Problem details: Starting at the line that contains "Clone this screenshot" and stopping at the line that contains "const tabs = ['通用', '标题', '选项', 'URL", transcribe every line of the material below exactly; pictures stay out.

The data:
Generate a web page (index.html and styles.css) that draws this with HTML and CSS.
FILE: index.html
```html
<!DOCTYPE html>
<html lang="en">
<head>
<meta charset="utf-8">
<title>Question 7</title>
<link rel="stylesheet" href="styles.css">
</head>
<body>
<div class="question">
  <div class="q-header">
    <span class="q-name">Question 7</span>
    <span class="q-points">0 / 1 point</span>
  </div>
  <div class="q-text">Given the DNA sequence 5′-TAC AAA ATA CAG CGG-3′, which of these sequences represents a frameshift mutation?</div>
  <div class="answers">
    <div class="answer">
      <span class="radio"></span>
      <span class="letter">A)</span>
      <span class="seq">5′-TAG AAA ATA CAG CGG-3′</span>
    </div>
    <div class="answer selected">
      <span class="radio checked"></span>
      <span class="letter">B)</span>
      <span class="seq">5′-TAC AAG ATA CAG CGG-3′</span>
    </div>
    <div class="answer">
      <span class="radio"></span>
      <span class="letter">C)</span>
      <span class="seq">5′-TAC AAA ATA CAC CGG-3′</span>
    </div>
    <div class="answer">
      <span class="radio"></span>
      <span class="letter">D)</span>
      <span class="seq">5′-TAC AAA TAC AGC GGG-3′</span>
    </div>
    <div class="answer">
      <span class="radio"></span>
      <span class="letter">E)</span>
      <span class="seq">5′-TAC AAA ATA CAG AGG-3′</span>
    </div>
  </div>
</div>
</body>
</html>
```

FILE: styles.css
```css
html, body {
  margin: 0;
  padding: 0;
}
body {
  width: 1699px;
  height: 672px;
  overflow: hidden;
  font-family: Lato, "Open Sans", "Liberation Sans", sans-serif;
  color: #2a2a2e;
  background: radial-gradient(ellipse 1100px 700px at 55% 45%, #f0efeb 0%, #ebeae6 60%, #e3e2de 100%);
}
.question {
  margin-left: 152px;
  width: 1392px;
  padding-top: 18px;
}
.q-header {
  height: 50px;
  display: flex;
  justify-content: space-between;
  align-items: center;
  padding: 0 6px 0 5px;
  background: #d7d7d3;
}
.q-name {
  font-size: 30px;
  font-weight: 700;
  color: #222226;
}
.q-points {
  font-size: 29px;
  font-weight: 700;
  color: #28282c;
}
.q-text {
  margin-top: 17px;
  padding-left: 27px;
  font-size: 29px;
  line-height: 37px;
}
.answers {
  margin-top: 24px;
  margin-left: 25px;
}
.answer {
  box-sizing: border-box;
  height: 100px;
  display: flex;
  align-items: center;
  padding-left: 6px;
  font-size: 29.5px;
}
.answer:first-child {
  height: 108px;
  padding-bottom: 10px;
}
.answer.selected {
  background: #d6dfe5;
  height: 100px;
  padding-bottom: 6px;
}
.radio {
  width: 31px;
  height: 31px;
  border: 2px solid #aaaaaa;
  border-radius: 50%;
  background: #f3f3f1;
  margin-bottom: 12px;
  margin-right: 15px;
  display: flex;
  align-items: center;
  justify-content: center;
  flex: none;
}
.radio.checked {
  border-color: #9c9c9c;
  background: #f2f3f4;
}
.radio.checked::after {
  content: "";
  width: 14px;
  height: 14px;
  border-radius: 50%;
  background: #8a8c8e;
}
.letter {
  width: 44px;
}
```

==

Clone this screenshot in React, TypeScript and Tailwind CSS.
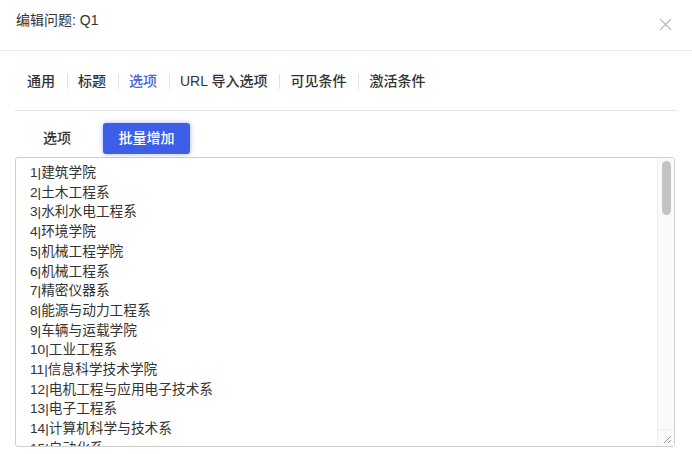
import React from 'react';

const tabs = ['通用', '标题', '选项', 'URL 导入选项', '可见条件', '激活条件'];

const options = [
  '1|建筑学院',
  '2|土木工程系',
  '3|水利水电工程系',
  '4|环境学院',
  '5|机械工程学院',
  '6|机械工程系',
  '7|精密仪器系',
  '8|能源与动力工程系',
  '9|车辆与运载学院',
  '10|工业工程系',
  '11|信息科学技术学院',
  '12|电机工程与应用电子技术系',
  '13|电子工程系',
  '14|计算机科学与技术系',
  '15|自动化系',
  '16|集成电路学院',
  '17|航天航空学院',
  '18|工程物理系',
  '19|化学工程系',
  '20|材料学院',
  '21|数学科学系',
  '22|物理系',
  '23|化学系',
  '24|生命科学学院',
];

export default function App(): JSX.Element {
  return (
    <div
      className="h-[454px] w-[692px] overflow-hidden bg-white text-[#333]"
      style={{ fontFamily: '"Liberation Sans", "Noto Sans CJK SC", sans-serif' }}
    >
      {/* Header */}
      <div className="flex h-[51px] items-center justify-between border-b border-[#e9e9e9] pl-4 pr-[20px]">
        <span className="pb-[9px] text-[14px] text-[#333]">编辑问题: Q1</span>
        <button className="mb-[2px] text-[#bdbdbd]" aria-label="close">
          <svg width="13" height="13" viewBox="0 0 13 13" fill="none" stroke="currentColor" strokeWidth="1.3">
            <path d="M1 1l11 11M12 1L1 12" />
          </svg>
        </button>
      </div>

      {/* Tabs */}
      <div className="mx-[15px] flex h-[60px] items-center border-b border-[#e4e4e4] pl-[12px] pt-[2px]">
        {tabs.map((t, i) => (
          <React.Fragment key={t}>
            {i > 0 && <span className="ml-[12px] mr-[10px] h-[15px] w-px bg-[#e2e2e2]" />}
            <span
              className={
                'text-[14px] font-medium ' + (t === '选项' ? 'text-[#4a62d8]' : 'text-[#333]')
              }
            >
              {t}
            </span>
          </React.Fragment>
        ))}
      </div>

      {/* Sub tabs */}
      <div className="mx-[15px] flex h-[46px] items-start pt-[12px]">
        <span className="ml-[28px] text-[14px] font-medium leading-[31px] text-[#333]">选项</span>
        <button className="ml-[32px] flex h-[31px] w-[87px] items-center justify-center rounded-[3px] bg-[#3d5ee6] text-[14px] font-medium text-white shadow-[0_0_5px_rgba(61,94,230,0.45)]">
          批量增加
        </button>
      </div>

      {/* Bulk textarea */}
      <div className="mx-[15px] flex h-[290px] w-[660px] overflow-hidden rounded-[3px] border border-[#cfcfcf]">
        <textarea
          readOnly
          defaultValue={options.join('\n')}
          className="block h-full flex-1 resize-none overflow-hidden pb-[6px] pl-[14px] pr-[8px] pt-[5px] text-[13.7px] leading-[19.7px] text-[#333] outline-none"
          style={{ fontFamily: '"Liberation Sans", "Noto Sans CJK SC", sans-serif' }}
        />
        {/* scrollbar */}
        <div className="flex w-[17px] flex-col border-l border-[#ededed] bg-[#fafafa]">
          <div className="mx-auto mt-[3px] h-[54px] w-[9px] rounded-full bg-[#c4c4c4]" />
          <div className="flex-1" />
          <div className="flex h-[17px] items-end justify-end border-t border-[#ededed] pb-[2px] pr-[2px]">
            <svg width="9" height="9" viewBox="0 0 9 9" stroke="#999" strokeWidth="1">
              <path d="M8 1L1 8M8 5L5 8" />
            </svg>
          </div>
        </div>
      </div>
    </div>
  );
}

* * *

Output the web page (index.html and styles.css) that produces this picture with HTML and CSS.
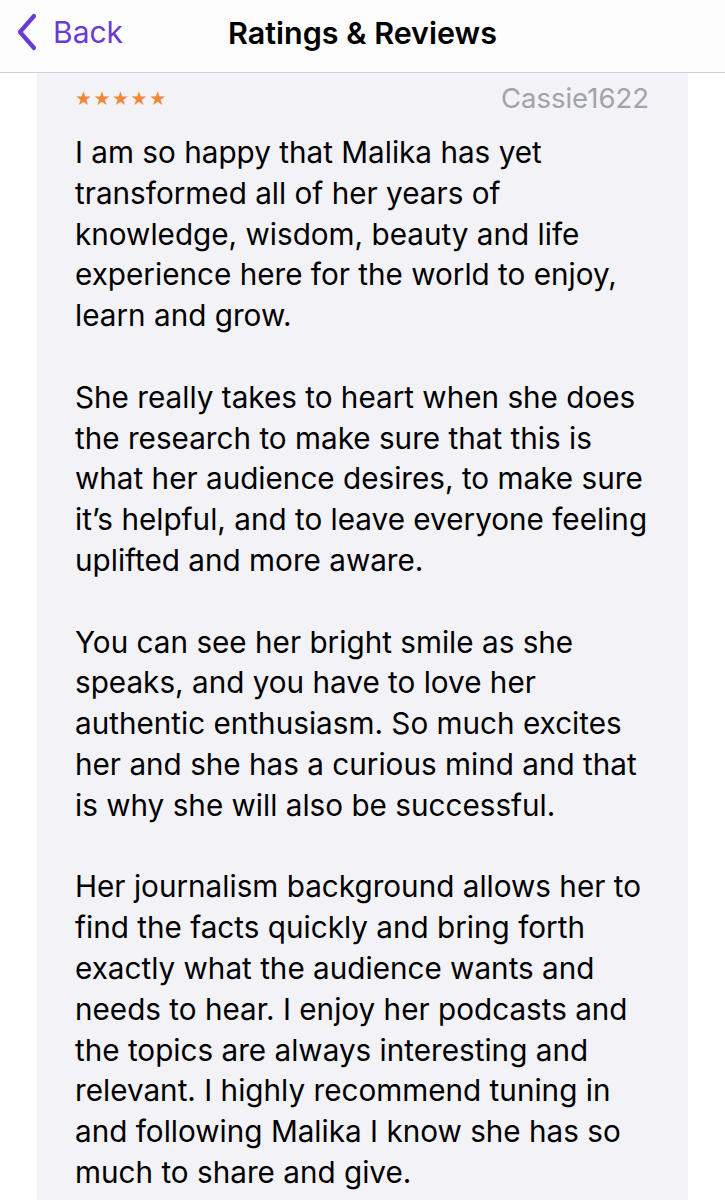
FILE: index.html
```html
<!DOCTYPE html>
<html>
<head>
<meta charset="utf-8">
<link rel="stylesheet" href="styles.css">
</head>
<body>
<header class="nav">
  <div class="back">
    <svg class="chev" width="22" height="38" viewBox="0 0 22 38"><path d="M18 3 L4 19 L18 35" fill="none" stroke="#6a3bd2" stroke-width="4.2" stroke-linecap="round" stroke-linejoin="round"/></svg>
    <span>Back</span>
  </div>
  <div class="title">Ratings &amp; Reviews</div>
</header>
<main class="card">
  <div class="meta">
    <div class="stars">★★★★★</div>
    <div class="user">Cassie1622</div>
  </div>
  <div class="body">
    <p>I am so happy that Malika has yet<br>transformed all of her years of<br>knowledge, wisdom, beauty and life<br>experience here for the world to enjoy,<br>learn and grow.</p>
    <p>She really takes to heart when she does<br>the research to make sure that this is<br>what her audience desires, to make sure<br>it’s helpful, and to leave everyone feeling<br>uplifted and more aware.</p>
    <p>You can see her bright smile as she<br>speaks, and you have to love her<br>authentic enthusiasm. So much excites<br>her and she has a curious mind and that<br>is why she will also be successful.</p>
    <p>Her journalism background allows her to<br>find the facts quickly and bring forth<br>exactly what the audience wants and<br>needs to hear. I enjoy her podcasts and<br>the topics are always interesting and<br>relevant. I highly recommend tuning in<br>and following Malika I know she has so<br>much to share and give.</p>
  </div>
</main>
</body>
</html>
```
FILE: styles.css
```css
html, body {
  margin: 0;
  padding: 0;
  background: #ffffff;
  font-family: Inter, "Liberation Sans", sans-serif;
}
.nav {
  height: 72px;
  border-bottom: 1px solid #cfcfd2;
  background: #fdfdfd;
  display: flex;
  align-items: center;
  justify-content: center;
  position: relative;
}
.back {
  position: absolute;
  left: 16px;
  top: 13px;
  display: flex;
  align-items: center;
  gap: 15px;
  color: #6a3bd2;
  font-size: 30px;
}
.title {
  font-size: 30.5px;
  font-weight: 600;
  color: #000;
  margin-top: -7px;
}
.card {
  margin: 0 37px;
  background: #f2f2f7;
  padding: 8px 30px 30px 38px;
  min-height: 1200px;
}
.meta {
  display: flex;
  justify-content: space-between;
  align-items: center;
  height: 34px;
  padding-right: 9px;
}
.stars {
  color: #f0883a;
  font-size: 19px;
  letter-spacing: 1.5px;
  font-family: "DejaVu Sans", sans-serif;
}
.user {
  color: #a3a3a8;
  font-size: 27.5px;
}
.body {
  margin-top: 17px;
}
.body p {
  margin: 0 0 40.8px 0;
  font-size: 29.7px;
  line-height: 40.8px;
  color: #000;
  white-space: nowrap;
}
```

Solution to this exercise:
Clone this screenshot in React, TypeScript and Tailwind CSS.
import React from 'react';

const tabs = ['通用', '标题', '选项', 'URL 导入选项', '可见条件', '激活条件'];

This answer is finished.